Why do we need DSI if we already have the Data Warehouse?
The Data Warehouse supports operational reporting. While it has served us well, over the past 15 years, the warehouse has become cluttered with multiple copies of similar data, presenting users with challenges in determining the right source. In many cases, there is a lack of data definition consistency that makes it hard to understand data across departments, schools, and campuses. Additionally, due to long development lead times, this data is not considered timely. DSI helps decision makers know where to find data, where it comes from, and how it is derived.
What is the difference between analytical and operational reporting?

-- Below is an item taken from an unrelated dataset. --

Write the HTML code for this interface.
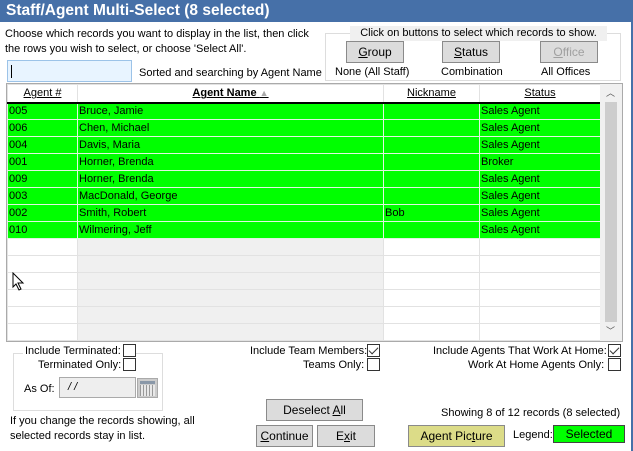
<!DOCTYPE html>
<html><head><meta charset="utf-8"><style>
*{box-sizing:border-box;margin:0;padding:0}
body{width:633px;height:451px;background:#fff;font-family:"Liberation Sans",Arial,sans-serif;font-size:11px;color:#000;position:relative;overflow:hidden}
.a{position:absolute;white-space:nowrap}
.btn{position:absolute;background:#dcdcdc;border:1px solid #8a8a8a;text-align:center;font-size:12px;line-height:20px}
.cb{position:absolute;width:13px;height:13px;border:1px solid #333;background:#fff}
.cb.c::after{content:"";position:absolute;left:3px;top:0px;width:4px;height:8px;border:solid #333;border-width:0 1.5px 1.5px 0;transform:rotate(45deg)}
table{border-collapse:collapse;position:absolute;left:7px;top:84px;table-layout:fixed}
td{height:17px;border:1px solid #e2e2e2;padding:0 0 0 1px;font-size:11px;white-space:nowrap;overflow:hidden;line-height:15px}
tr.g td{background:#00ff00;border-color:#e0f5e0}
tr.e td.n{background:#f0f0f0}
th{height:18px;font-weight:normal;text-decoration:underline;border:1px solid #e2e2e2;border-bottom:2px solid #000;font-size:11px}
</style></head><body>
<div class="a" style="left:0;top:0;width:633px;height:22px;background:#4670a8"></div>
<div class="a" style="left:631px;top:0;width:2px;height:451px;background:#4670a8"></div>
<div class="a" style="left:6px;top:2px;color:#fff;font-weight:bold;font-size:15.5px">Staff/Agent Multi-Select (8 selected)</div>
<div class="a" style="left:5px;top:27px;line-height:15px">Choose which records you want to display in the list, then click<br>the rows you wish to select, or choose 'Select All'.</div>
<div class="a" style="left:7px;top:60px;width:125px;height:22px;background:#e8f4ff;border:1px solid #9cc3e8"><div style="position:absolute;left:3px;top:4px;width:1px;height:13px;background:#000"></div></div>
<div class="a" style="left:139px;top:67px">Sorted and searching by Agent Name</div>
<div class="a" style="left:325px;top:33px;width:296px;height:48px;border:1px solid #ddd"></div>
<div class="a" style="left:350px;top:26px;width:257px;height:15px;background:#f0f0f0;text-align:center;line-height:15px">Click on buttons to select which records to show.</div>
<div class="btn" style="left:346px;top:41px;width:58px;height:22px"><u>G</u>roup</div>
<div class="btn" style="left:442px;top:41px;width:58px;height:22px"><u>S</u>tatus</div>
<div class="btn" style="left:540px;top:41px;width:58px;height:22px;color:#a0a0a0"><u>O</u>ffice</div>
<div class="a" style="left:335px;top:66px">None (All Staff)</div>
<div class="a" style="left:441px;top:66px">Combination</div>
<div class="a" style="left:541px;top:66px">All Offices</div>
<div class="a" style="left:6px;top:83px;width:617px;height:259px;border:1px solid #aaa"></div>
<table>
<colgroup><col style="width:70px"><col style="width:306px"><col style="width:96px"><col style="width:121px"></colgroup>
<tr><th>Agent #</th><th style="font-weight:bold">Agent Name <span style="text-decoration:none;color:#aaa;font-size:9px">▲</span></th><th>Nickname</th><th>Status</th></tr>
<tr class="g"><td>005</td><td>Bruce, Jamie</td><td></td><td>Sales Agent</td></tr>
<tr class="g"><td>006</td><td>Chen, Michael</td><td></td><td>Sales Agent</td></tr>
<tr class="g"><td>004</td><td>Davis, Maria</td><td></td><td>Sales Agent</td></tr>
<tr class="g"><td>001</td><td>Horner, Brenda</td><td></td><td>Broker</td></tr>
<tr class="g"><td>009</td><td>Horner, Brenda</td><td></td><td>Sales Agent</td></tr>
<tr class="g"><td>003</td><td>MacDonald, George</td><td></td><td>Sales Agent</td></tr>
<tr class="g"><td>002</td><td>Smith, Robert</td><td>Bob</td><td>Sales Agent</td></tr>
<tr class="g"><td>010</td><td>Wilmering, Jeff</td><td></td><td>Sales Agent</td></tr>
<tr class="e"><td></td><td class="n"></td><td></td><td></td></tr>
<tr class="e"><td></td><td class="n"></td><td></td><td></td></tr>
<tr class="e"><td></td><td class="n"></td><td></td><td></td></tr>
<tr class="e"><td></td><td class="n"></td><td></td><td></td></tr>
<tr class="e"><td></td><td class="n"></td><td></td><td></td></tr>
<tr class="e"><td></td><td class="n"></td><td></td><td></td></tr>
</table>
<div class="a" style="left:600px;top:84px;width:22px;height:257px;background:#f0f0f0"></div>
<div class="a" style="left:605px;top:102px;width:12px;height:220px;background:#cdcdcd"></div>
<div class="a" style="left:606px;top:86px;font-size:9px;color:#555">︿</div>
<div class="a" style="left:606px;top:324px;font-size:9px;color:#555">﹀</div>
<svg class="a" style="left:12px;top:272px" width="14" height="20"><path d="M1 1 L1 15 L4 12 L7 18 L9 17 L6 11 L11 11 Z" fill="#fff" stroke="#000"/></svg>
<div class="a" style="left:13px;top:353px;width:150px;height:58px;border:1px solid #ddd"></div>
<div class="a" style="left:23px;top:345px;background:#fff;padding:0 2px">Include Terminated:</div><div class="cb" style="left:123px;top:344px"></div>
<div class="a" style="left:38px;top:359px">Terminated Only:</div><div class="cb" style="left:123px;top:358px"></div>
<div class="a" style="left:24px;top:383px">As Of:</div>
<div class="a" style="left:59px;top:377px;width:77px;height:21px;background:#eee;border:1px solid #aaa;padding:3px 8px;font-style:italic">/ /</div>
<div class="a" style="left:137px;top:378px;width:21px;height:20px;background:#ccc;border:1px solid #aaa"><div style="margin:2px 2px 0;height:3px;background:#8a98a8"></div><div style="margin:1px 2px;height:11px;background:repeating-linear-gradient(90deg,#999 0 1px,#e8e8e8 1px 3px)"></div></div>
<div class="a" style="left:250px;top:345px">Include Team Members:</div><div class="cb c" style="left:367px;top:344px"></div>
<div class="a" style="left:303px;top:359px">Teams Only:</div><div class="cb" style="left:367px;top:358px"></div>
<div class="a" style="left:433px;top:345px">Include Agents That Work At Home:</div><div class="cb c" style="left:608px;top:344px"></div>
<div class="a" style="left:468px;top:359px">Work At Home Agents Only:</div><div class="cb" style="left:608px;top:358px"></div>
<div class="a" style="left:10px;top:414px;line-height:15px">If you change the records showing, all<br>selected records stay in list.</div>
<div class="btn" style="left:266px;top:399px;width:97px;height:22px">Deselect <u>A</u>ll</div>
<div class="btn" style="left:256px;top:425px;width:57px;height:22px"><u>C</u>ontinue</div>
<div class="btn" style="left:317px;top:425px;width:58px;height:22px">E<u>x</u>it</div>
<div class="a" style="left:441px;top:407px">Showing 8 of 12 records (8 selected)</div>
<div class="btn" style="left:408px;top:425px;width:97px;height:22px;background:#dcdc88">Agent Pic<u>t</u>ure</div>
<div class="a" style="left:513px;top:429px">Legend:</div>
<div class="a" style="left:553px;top:425px;width:72px;height:18px;background:#00ff00;border:1px solid #444;text-align:center;font-size:12px;line-height:16px">Selected</div>
</body></html>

Operational reporting is detailed, transaction-oriented data that is used to support the day-to-day functions of the university, keeping it running smoothly.
Analytical reporting supports the strategic direction of the university and is focused more on summary information and trending, and should function across campuses.
Why are we rebuilding data sources that already exist in the Data Warehouse?
The IUIE is a great resource that delivers the operational reporting used to run the university on a day-to-day basis. However, it's not necessarily structured or secured in a way to further our pursuit of better decision making. As we build our analytical data warehouse, we must understand where data comes from and what business logic has been applied to it, and that we have consistency across our data sources. Sourcing data back to the Operational Data Source and delivering it in a manner that is structured for decision making will be one of the cornerstones of fulfilling our mission.
What is timely data?
Timely data is data that is available when you need it. DSI aims to provide near 24x7 access to data for analysis with minimal dependencies on long-running batch processes, as well as access to real-time data when necessary.
What is relevant data?
Relevant data is the right data at the right time, in an understandable, accessible format. DSI makes it easy to get the specific data you need to make a decision, without all the stuff you don't.
What is accurate data?
Accurate data is data with few to no errors and may not be perfect. For most uses, it’s not perfect data that’s needed, but data within acceptable tolerances. Accurate data can be trusted and understood.
How do you ensure your data is accurate?
DSI validates its data against trusted university sources. For example, the data supplied by Institutional Research (IR) is the gold standard for the university. They are a key resource of institutional knowledge for supplying data to the university. However, we do not intend to replicate IR data. IR data is by design, and need is very specific and very accurate. Rather, our intent is to provide analytical data for making broader decisions. This data might not conform precisely to IR data, as they have different purposes and are meant to support different needs. This same approach is applied to all types of data.
Why are we not dimensional modeling?
Dimensional modeling is a traditional design technique for databases intended to support end user queries. This organization of data differs from that of a transactional system in that it is designed with two primary goals: faster data retrieval and better understandability.
While dimensional modeling has been a staple for data warehouse design since the early 2000s, new technologies such as faster databases, data virtualization, in-memory computing, and distributed processing (Hadoop) have lessened the need for building dimensional models to support decision making. These technologies have enabled faster retrieval and improved data integration and organization than previously possible. Depending on user needs, Tableau’s data engine with data integrated through data virtualization may be sufficient.
DSI will seek first to address decision support needs through quickly delivering data using tools such as Denodo and Tableau. When these tools are not sufficient, DSI will look to model data appropriately, with ease of use and performance as the primary drivers.
Why do we need new reporting tools?
Traditional BI and analytics architectures rely on the skills of developers and database administrators to properly model, index, aggregate, and optimize databases for performance.
Most analytics platform vendors have recognized the need to provide their own performance layer instead of relying on the database for performance improvements. This need for performance has given rise to data discovery vendors such as Tableau, Tibco, Qlik, and others to provide tools that not only allow visualizations of data but also includes a proprietary architecture that blends data integration and in-memory storage. In-memory analytics tools will enable better self-service analysis by reducing the dependency on aggregates and cubes built in advance by UITS.
DSI uses Tableau in most cases, but we recognize that it's not the best solution for all things. There will still be demand for the traditional modular architecture in cases where analytical processing requires accessing massive amounts of data stored in databases.